start DATASET RECORDS

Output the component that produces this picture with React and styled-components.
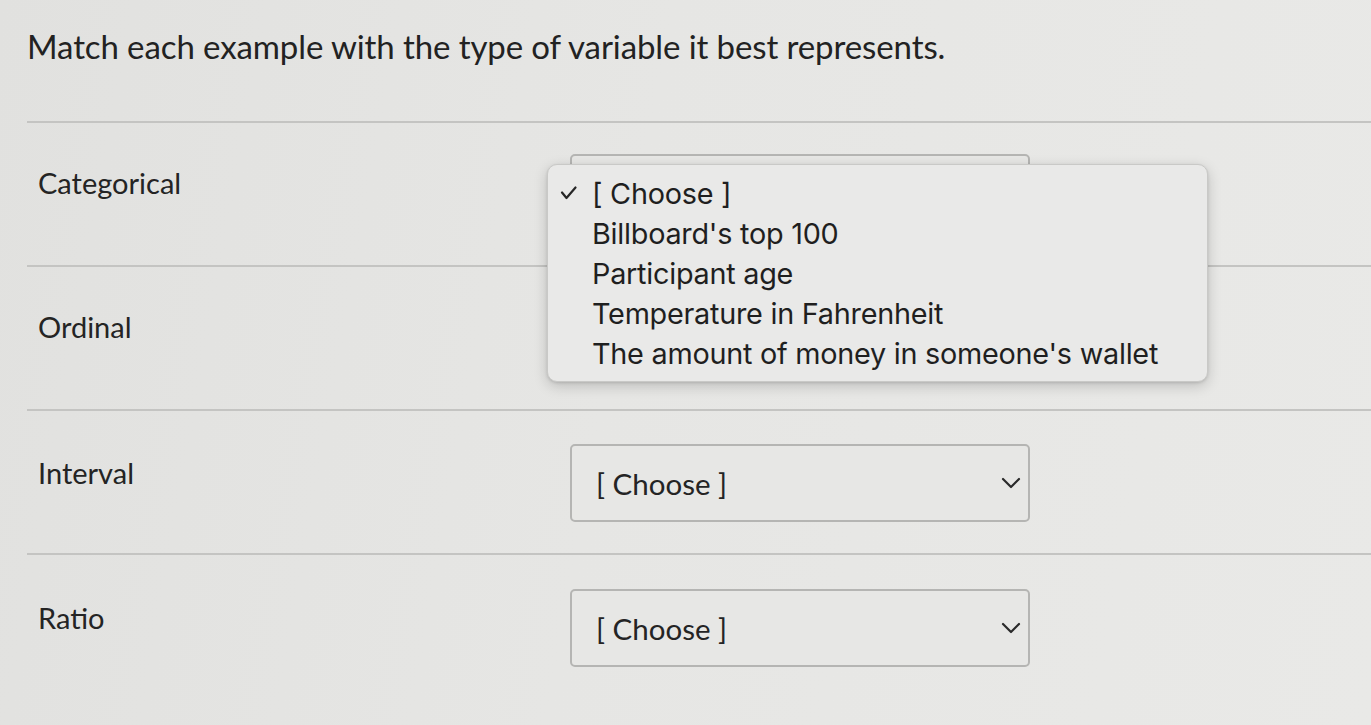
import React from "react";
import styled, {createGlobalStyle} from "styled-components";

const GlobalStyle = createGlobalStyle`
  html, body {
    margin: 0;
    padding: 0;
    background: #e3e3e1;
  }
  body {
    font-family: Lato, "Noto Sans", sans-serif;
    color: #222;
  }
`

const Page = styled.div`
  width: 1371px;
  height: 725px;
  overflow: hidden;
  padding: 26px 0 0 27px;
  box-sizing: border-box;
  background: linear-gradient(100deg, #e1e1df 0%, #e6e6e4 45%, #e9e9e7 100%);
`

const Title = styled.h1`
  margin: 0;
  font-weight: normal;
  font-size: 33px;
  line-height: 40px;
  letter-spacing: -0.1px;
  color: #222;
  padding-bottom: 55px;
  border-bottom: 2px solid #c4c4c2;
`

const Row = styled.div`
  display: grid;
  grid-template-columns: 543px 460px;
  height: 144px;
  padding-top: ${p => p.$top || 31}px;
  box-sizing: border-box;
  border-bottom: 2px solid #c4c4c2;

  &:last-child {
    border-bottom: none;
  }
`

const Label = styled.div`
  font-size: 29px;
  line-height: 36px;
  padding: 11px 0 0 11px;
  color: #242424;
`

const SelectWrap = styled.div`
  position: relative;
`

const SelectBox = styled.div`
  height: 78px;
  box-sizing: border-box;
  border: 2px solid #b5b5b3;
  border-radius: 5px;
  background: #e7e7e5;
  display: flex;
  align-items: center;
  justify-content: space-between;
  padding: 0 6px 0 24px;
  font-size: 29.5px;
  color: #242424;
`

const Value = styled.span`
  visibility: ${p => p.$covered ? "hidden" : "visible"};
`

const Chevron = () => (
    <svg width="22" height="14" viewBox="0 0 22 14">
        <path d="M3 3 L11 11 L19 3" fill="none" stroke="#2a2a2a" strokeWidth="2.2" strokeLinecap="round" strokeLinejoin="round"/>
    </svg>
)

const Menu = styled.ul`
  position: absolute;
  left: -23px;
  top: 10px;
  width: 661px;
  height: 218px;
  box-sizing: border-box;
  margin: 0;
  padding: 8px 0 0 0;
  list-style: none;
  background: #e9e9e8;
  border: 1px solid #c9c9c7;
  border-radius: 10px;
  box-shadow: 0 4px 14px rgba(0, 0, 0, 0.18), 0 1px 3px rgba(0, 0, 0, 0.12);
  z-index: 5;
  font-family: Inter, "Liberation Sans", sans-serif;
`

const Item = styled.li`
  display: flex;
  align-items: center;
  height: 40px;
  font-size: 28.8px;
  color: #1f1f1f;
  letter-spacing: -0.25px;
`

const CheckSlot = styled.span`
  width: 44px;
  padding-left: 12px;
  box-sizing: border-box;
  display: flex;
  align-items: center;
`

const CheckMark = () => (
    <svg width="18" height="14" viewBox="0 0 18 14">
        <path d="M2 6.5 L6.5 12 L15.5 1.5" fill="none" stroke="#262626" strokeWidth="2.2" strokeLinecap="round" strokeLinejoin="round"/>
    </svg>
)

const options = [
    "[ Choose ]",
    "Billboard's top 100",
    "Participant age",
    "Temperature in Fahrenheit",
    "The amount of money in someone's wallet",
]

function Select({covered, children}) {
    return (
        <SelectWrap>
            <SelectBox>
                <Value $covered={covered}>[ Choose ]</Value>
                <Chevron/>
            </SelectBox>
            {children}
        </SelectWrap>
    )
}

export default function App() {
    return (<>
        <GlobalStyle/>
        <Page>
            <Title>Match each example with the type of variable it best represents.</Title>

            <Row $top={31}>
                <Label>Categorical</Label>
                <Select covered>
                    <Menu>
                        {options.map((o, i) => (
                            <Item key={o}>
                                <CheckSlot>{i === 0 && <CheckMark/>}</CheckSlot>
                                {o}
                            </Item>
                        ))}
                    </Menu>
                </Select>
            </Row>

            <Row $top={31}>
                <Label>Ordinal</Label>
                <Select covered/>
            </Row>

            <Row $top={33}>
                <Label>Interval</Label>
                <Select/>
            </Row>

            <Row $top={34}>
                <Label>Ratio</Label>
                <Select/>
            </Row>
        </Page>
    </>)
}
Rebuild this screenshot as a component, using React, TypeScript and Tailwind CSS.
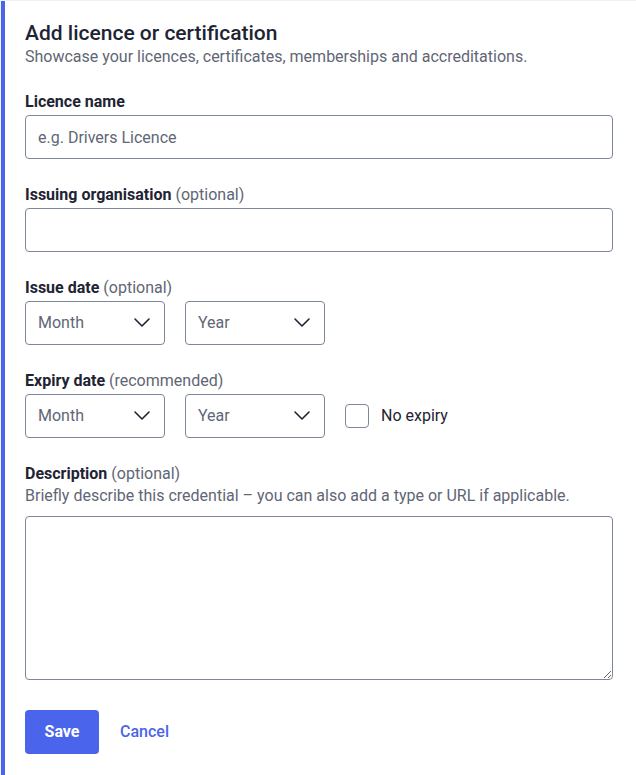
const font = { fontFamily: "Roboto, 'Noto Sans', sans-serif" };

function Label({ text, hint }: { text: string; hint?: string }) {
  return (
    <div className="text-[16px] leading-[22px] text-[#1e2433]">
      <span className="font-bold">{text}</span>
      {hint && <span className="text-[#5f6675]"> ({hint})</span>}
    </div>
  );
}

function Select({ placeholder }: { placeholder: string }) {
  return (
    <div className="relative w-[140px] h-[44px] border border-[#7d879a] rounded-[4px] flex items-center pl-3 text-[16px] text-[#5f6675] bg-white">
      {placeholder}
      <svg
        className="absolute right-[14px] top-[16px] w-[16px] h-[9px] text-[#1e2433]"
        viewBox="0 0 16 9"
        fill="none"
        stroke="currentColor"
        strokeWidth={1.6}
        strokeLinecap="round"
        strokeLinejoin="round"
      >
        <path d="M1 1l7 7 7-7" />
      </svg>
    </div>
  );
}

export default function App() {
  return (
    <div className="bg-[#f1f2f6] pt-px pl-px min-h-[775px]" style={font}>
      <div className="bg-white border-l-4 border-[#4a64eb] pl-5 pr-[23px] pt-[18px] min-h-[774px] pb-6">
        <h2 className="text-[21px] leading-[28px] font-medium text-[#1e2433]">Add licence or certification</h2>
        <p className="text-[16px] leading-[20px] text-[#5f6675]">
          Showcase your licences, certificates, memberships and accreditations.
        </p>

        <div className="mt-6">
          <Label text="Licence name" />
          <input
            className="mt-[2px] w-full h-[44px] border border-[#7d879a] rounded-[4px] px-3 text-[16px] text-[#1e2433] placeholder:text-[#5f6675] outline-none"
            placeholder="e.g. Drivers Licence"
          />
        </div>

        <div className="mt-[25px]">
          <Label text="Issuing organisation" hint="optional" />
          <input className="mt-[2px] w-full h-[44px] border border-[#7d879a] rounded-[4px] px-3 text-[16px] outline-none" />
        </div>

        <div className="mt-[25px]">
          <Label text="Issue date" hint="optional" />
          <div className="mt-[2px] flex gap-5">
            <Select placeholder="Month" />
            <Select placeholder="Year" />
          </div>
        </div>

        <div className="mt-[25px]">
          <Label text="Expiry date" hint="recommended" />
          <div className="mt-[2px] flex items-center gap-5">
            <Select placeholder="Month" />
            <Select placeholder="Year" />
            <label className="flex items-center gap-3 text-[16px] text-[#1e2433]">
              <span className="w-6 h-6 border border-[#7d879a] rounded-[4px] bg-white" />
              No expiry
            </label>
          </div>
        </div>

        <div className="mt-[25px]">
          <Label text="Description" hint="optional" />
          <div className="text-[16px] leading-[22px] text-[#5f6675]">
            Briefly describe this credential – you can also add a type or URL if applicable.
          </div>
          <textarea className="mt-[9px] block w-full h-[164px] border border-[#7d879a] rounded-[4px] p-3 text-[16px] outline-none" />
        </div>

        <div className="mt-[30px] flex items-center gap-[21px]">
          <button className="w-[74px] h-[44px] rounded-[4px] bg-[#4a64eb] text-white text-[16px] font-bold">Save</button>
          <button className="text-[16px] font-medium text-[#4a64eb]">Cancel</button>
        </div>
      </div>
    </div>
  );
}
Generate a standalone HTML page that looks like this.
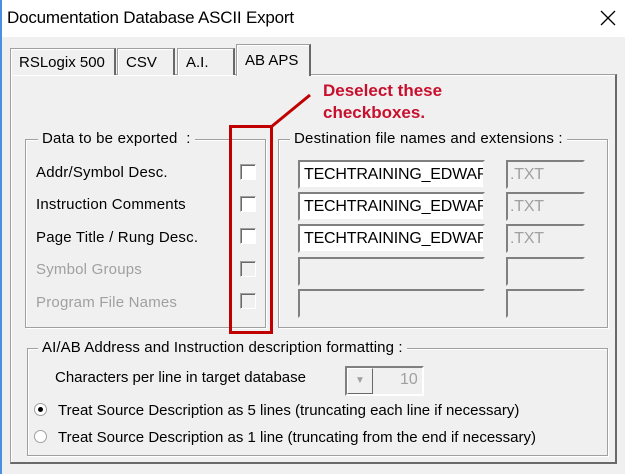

end DATASET RECORDS

> EXERCISE DIRECTIONS:
Each entry gets copied exactly; the pictures stay out.

> WRITTEN ANSWER:
Output the component that produces this picture with React and styled-components.
import React from "react";
import styled, {createGlobalStyle} from "styled-components";

const GlobalStyle = createGlobalStyle`
  html, body {
    margin: 0;
    padding: 0;
    background: #e3e3e1;
  }
  body {
    font-family: Lato, "Noto Sans", sans-serif;
    color: #222;
  }
`

const Page = styled.div`
  width: 1371px;
  height: 725px;
  overflow: hidden;
  padding: 26px 0 0 27px;
  box-sizing: border-box;
  background: linear-gradient(100deg, #e1e1df 0%, #e6e6e4 45%, #e9e9e7 100%);
`

const Title = styled.h1`
  margin: 0;
  font-weight: normal;
  font-size: 33px;
  line-height: 40px;
  letter-spacing: -0.1px;
  color: #222;
  padding-bottom: 55px;
  border-bottom: 2px solid #c4c4c2;
`

const Row = styled.div`
  display: grid;
  grid-template-columns: 543px 460px;
  height: 144px;
  padding-top: ${p => p.$top || 31}px;
  box-sizing: border-box;
  border-bottom: 2px solid #c4c4c2;

  &:last-child {
    border-bottom: none;
  }
`

const Label = styled.div`
  font-size: 29px;
  line-height: 36px;
  padding: 11px 0 0 11px;
  color: #242424;
`

const SelectWrap = styled.div`
  position: relative;
`

const SelectBox = styled.div`
  height: 78px;
  box-sizing: border-box;
  border: 2px solid #b5b5b3;
  border-radius: 5px;
  background: #e7e7e5;
  display: flex;
  align-items: center;
  justify-content: space-between;
  padding: 0 6px 0 24px;
  font-size: 29.5px;
  color: #242424;
`

const Value = styled.span`
  visibility: ${p => p.$covered ? "hidden" : "visible"};
`

const Chevron = () => (
    <svg width="22" height="14" viewBox="0 0 22 14">
        <path d="M3 3 L11 11 L19 3" fill="none" stroke="#2a2a2a" strokeWidth="2.2" strokeLinecap="round" strokeLinejoin="round"/>
    </svg>
)

const Menu = styled.ul`
  position: absolute;
  left: -23px;
  top: 10px;
  width: 661px;
  height: 218px;
  box-sizing: border-box;
  margin: 0;
  padding: 8px 0 0 0;
  list-style: none;
  background: #e9e9e8;
  border: 1px solid #c9c9c7;
  border-radius: 10px;
  box-shadow: 0 4px 14px rgba(0, 0, 0, 0.18), 0 1px 3px rgba(0, 0, 0, 0.12);
  z-index: 5;
  font-family: Inter, "Liberation Sans", sans-serif;
`

const Item = styled.li`
  display: flex;
  align-items: center;
  height: 40px;
  font-size: 28.8px;
  color: #1f1f1f;
  letter-spacing: -0.25px;
`

const CheckSlot = styled.span`
  width: 44px;
  padding-left: 12px;
  box-sizing: border-box;
  display: flex;
  align-items: center;
`

const CheckMark = () => (
    <svg width="18" height="14" viewBox="0 0 18 14">
        <path d="M2 6.5 L6.5 12 L15.5 1.5" fill="none" stroke="#262626" strokeWidth="2.2" strokeLinecap="round" strokeLinejoin="round"/>
    </svg>
)

const options = [
    "[ Choose ]",
    "Billboard's top 100",
    "Participant age",
    "Temperature in Fahrenheit",
    "The amount of money in someone's wallet",
]

function Select({covered, children}) {
    return (
        <SelectWrap>
            <SelectBox>
                <Value $covered={covered}>[ Choose ]</Value>
                <Chevron/>
            </SelectBox>
            {children}
        </SelectWrap>
    )
}

export default function App() {
    return (<>
        <GlobalStyle/>
        <Page>
            <Title>Match each example with the type of variable it best represents.</Title>

            <Row $top={31}>
                <Label>Categorical</Label>
                <Select covered>
                    <Menu>
                        {options.map((o, i) => (
                            <Item key={o}>
                                <CheckSlot>{i === 0 && <CheckMark/>}</CheckSlot>
                                {o}
                            </Item>
                        ))}
                    </Menu>
                </Select>
            </Row>

            <Row $top={31}>
                <Label>Ordinal</Label>
                <Select covered/>
            </Row>

            <Row $top={33}>
                <Label>Interval</Label>
                <Select/>
            </Row>

            <Row $top={34}>
                <Label>Ratio</Label>
                <Select/>
            </Row>
        </Page>
    </>)
}
Rebuild this screenshot as a component, using React, TypeScript and Tailwind CSS.
const font = { fontFamily: "Roboto, 'Noto Sans', sans-serif" };

function Label({ text, hint }: { text: string; hint?: string }) {
  return (
    <div className="text-[16px] leading-[22px] text-[#1e2433]">
      <span className="font-bold">{text}</span>
      {hint && <span className="text-[#5f6675]"> ({hint})</span>}
    </div>
  );
}

function Select({ placeholder }: { placeholder: string }) {
  return (
    <div className="relative w-[140px] h-[44px] border border-[#7d879a] rounded-[4px] flex items-center pl-3 text-[16px] text-[#5f6675] bg-white">
      {placeholder}
      <svg
        className="absolute right-[14px] top-[16px] w-[16px] h-[9px] text-[#1e2433]"
        viewBox="0 0 16 9"
        fill="none"
        stroke="currentColor"
        strokeWidth={1.6}
        strokeLinecap="round"
        strokeLinejoin="round"
      >
        <path d="M1 1l7 7 7-7" />
      </svg>
    </div>
  );
}

export default function App() {
  return (
    <div className="bg-[#f1f2f6] pt-px pl-px min-h-[775px]" style={font}>
      <div className="bg-white border-l-4 border-[#4a64eb] pl-5 pr-[23px] pt-[18px] min-h-[774px] pb-6">
        <h2 className="text-[21px] leading-[28px] font-medium text-[#1e2433]">Add licence or certification</h2>
        <p className="text-[16px] leading-[20px] text-[#5f6675]">
          Showcase your licences, certificates, memberships and accreditations.
        </p>

        <div className="mt-6">
          <Label text="Licence name" />
          <input
            className="mt-[2px] w-full h-[44px] border border-[#7d879a] rounded-[4px] px-3 text-[16px] text-[#1e2433] placeholder:text-[#5f6675] outline-none"
            placeholder="e.g. Drivers Licence"
          />
        </div>

        <div className="mt-[25px]">
          <Label text="Issuing organisation" hint="optional" />
          <input className="mt-[2px] w-full h-[44px] border border-[#7d879a] rounded-[4px] px-3 text-[16px] outline-none" />
        </div>

        <div className="mt-[25px]">
          <Label text="Issue date" hint="optional" />
          <div className="mt-[2px] flex gap-5">
            <Select placeholder="Month" />
            <Select placeholder="Year" />
          </div>
        </div>

        <div className="mt-[25px]">
          <Label text="Expiry date" hint="recommended" />
          <div className="mt-[2px] flex items-center gap-5">
            <Select placeholder="Month" />
            <Select placeholder="Year" />
            <label className="flex items-center gap-3 text-[16px] text-[#1e2433]">
              <span className="w-6 h-6 border border-[#7d879a] rounded-[4px] bg-white" />
              No expiry
            </label>
          </div>
        </div>

        <div className="mt-[25px]">
          <Label text="Description" hint="optional" />
          <div className="text-[16px] leading-[22px] text-[#5f6675]">
            Briefly describe this credential – you can also add a type or URL if applicable.
          </div>
          <textarea className="mt-[9px] block w-full h-[164px] border border-[#7d879a] rounded-[4px] p-3 text-[16px] outline-none" />
        </div>

        <div className="mt-[30px] flex items-center gap-[21px]">
          <button className="w-[74px] h-[44px] rounded-[4px] bg-[#4a64eb] text-white text-[16px] font-bold">Save</button>
          <button className="text-[16px] font-medium text-[#4a64eb]">Cancel</button>
        </div>
      </div>
    </div>
  );
}
Generate a standalone HTML page that looks like this.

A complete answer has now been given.